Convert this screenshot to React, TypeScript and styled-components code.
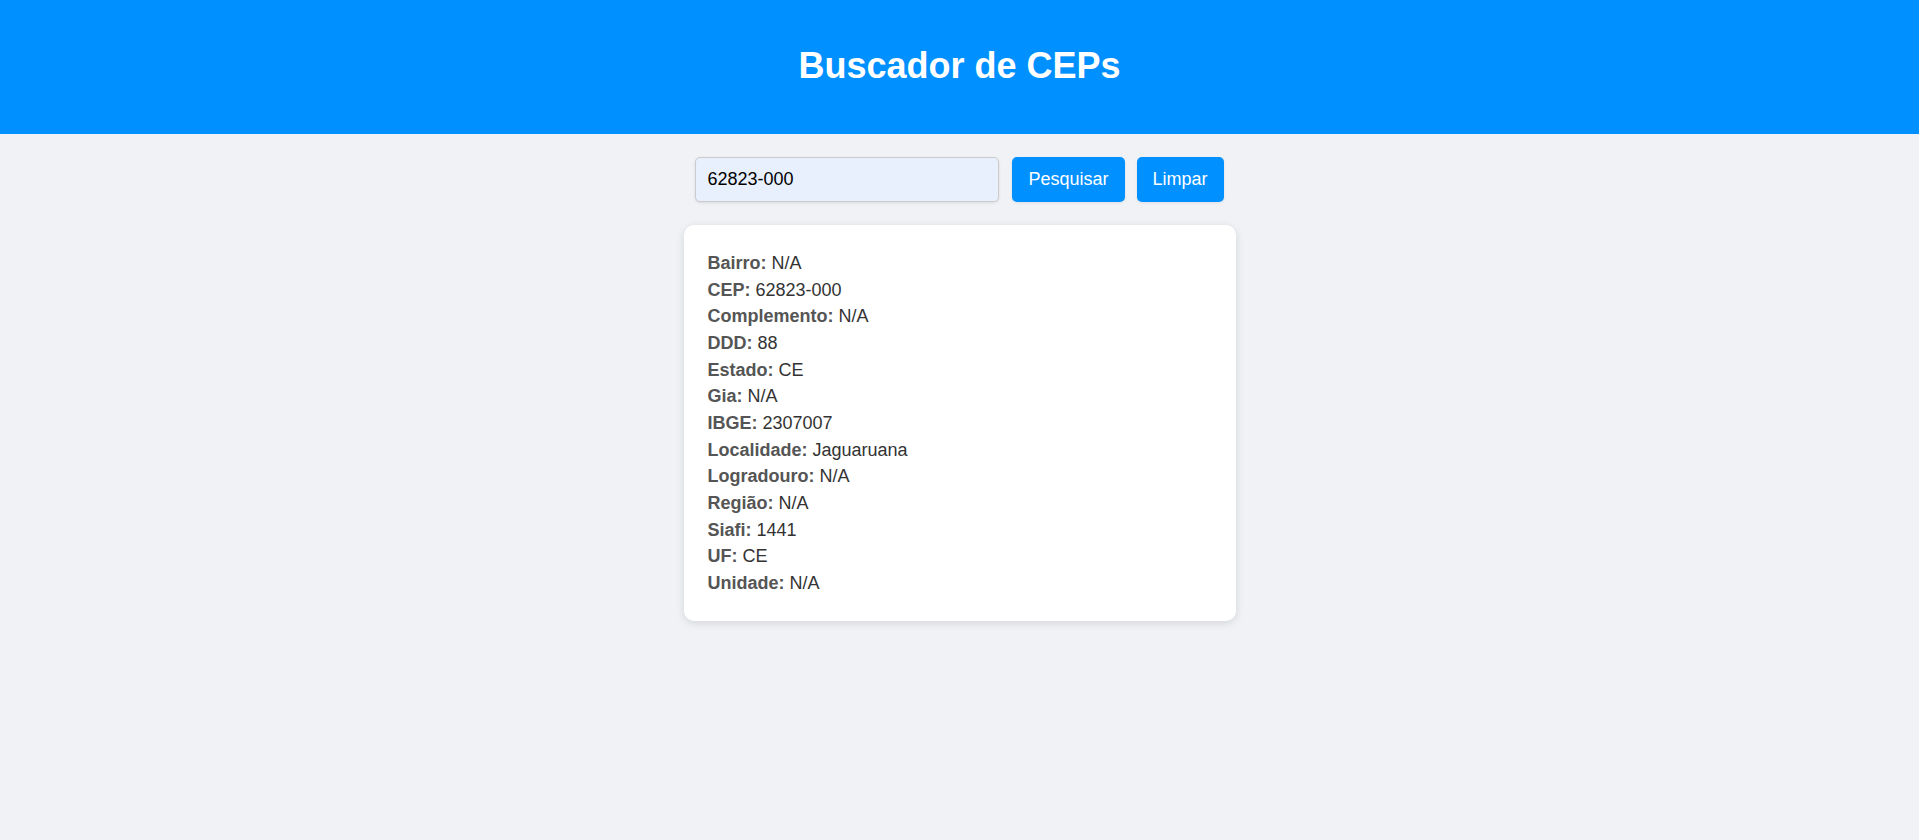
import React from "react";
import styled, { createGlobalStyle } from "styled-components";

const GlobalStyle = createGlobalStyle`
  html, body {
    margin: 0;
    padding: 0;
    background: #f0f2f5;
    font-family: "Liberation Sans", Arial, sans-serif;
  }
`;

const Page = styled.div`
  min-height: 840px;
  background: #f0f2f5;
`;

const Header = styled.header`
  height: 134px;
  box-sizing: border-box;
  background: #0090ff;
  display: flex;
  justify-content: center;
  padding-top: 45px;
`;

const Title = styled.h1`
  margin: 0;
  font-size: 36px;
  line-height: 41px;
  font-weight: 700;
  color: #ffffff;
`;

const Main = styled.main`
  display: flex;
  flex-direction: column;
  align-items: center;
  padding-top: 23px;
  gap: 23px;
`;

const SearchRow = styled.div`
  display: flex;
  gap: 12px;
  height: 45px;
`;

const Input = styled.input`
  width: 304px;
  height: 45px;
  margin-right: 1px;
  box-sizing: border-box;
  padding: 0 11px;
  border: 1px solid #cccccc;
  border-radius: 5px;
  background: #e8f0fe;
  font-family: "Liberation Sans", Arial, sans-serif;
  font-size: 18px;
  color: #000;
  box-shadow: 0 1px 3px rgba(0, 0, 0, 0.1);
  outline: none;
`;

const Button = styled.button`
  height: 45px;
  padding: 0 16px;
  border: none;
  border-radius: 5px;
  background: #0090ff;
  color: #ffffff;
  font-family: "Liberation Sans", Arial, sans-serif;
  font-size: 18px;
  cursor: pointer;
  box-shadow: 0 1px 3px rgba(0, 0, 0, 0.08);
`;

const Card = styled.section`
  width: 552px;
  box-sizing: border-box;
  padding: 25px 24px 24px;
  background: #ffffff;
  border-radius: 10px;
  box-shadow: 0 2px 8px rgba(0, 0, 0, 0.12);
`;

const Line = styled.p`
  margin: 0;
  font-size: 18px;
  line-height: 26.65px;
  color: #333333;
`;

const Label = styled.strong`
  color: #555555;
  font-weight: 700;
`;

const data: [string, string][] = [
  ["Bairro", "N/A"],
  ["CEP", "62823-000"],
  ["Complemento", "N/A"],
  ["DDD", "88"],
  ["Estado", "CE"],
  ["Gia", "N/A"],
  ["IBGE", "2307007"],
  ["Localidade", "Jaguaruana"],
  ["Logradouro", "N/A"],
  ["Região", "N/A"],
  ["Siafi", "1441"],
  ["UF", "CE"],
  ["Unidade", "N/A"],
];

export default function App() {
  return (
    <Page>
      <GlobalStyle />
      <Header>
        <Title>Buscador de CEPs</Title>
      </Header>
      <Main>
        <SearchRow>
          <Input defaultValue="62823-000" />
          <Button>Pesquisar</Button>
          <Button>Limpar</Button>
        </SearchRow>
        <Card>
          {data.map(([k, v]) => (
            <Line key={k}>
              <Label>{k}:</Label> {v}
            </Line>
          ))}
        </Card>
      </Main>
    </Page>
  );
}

※

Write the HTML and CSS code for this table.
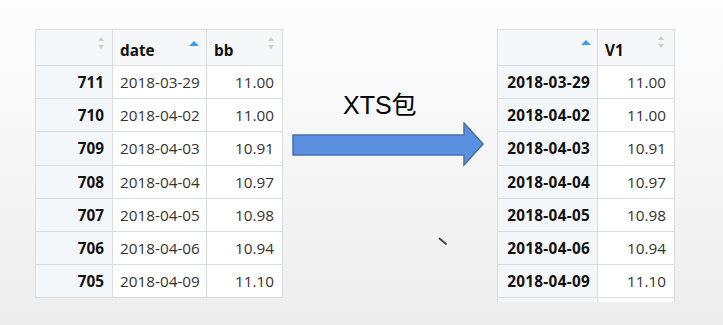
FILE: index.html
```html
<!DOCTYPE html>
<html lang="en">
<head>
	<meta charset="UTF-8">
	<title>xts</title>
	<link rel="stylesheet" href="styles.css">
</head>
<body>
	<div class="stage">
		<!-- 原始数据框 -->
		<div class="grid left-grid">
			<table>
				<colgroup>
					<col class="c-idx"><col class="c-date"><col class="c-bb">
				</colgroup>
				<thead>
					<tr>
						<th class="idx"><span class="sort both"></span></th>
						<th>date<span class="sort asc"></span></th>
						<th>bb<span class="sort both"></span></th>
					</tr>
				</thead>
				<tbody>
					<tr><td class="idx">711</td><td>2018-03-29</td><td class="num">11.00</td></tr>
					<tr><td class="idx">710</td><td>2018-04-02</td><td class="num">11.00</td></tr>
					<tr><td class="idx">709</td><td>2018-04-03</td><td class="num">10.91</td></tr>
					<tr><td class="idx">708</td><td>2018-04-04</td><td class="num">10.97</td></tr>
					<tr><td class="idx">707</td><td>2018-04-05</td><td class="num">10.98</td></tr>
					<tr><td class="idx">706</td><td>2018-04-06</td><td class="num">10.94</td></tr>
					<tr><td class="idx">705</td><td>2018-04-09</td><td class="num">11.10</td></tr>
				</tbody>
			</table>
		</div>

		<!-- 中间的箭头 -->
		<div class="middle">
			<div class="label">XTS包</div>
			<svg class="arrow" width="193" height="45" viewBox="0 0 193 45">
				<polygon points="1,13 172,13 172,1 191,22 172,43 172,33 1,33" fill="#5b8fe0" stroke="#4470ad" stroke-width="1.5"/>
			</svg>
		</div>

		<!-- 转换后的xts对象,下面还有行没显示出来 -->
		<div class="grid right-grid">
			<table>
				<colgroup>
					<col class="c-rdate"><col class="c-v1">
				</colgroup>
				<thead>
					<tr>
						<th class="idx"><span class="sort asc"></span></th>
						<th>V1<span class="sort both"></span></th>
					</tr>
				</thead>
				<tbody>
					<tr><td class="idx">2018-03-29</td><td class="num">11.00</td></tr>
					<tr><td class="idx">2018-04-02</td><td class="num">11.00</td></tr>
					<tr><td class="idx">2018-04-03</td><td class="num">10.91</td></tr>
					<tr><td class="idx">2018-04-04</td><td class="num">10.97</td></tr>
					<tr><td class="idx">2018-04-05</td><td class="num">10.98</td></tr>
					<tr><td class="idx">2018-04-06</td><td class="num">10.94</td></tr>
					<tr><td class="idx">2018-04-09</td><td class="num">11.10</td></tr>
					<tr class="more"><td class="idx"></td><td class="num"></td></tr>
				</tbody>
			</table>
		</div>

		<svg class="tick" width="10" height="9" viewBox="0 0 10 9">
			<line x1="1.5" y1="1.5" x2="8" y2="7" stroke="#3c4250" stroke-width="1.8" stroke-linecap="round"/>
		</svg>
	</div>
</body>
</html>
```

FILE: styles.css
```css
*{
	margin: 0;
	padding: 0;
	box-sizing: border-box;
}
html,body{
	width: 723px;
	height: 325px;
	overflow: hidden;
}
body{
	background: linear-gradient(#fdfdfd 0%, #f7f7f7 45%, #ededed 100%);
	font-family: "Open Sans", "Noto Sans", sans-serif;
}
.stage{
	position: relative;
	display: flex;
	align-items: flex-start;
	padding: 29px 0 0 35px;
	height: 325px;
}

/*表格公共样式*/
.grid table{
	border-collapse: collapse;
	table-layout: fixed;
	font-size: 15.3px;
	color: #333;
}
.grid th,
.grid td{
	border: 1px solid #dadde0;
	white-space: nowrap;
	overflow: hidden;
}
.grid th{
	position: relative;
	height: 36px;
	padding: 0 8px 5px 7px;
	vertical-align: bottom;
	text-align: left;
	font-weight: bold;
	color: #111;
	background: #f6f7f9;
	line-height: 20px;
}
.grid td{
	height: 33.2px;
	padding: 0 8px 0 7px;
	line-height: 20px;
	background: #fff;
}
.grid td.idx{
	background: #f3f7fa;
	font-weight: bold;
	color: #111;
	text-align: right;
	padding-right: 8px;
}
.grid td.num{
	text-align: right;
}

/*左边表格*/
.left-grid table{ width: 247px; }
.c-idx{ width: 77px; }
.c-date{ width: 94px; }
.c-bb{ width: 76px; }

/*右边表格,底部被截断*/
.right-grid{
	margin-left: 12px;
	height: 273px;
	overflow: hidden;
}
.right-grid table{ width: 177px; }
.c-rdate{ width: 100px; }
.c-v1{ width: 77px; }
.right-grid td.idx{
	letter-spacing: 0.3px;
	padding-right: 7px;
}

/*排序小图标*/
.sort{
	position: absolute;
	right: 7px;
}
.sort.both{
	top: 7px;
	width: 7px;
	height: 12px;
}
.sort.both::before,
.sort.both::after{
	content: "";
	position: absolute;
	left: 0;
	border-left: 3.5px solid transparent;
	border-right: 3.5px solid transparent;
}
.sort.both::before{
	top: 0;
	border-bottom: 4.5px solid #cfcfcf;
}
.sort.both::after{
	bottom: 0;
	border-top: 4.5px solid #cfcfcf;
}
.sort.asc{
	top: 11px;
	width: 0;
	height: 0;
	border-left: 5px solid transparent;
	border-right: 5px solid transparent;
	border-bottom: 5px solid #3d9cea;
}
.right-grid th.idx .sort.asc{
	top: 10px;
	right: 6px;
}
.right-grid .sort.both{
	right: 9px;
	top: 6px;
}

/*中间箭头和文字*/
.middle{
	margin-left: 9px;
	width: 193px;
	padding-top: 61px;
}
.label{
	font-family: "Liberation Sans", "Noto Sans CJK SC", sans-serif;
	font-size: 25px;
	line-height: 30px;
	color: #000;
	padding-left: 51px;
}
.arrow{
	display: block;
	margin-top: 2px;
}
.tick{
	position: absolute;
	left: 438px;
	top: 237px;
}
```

※

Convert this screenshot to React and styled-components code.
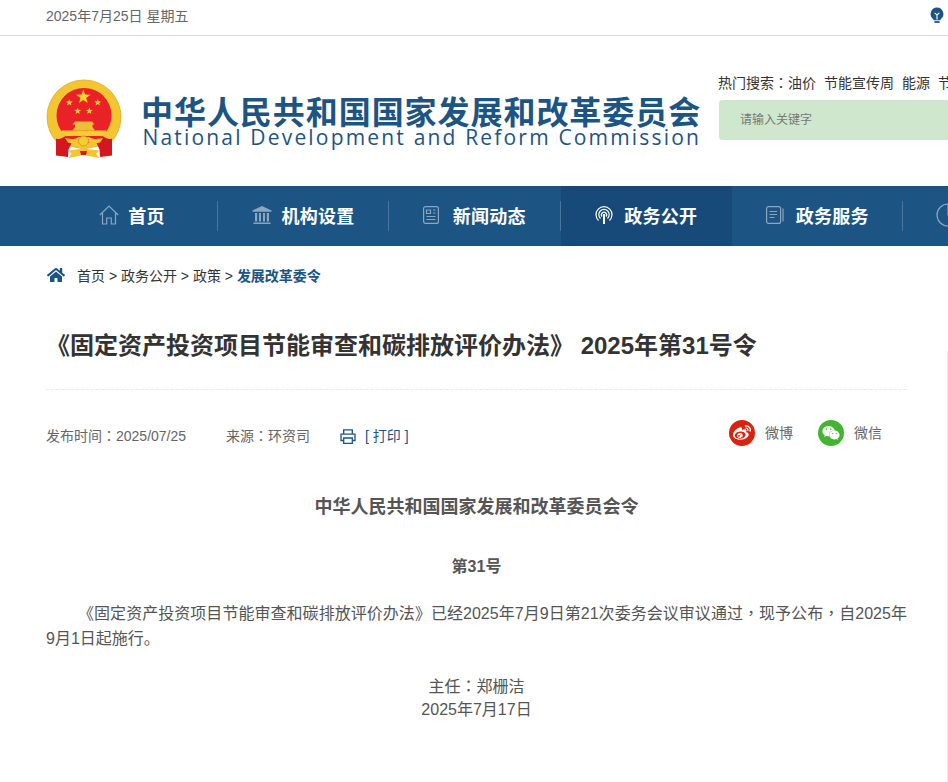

※

(AIM OF THE TASK): Select every line of the material above holding the word "screenshot" and copy it.

(RESULT BELOW):
Convert this screenshot to React, TypeScript and styled-components code.
Convert this screenshot to React and styled-components code.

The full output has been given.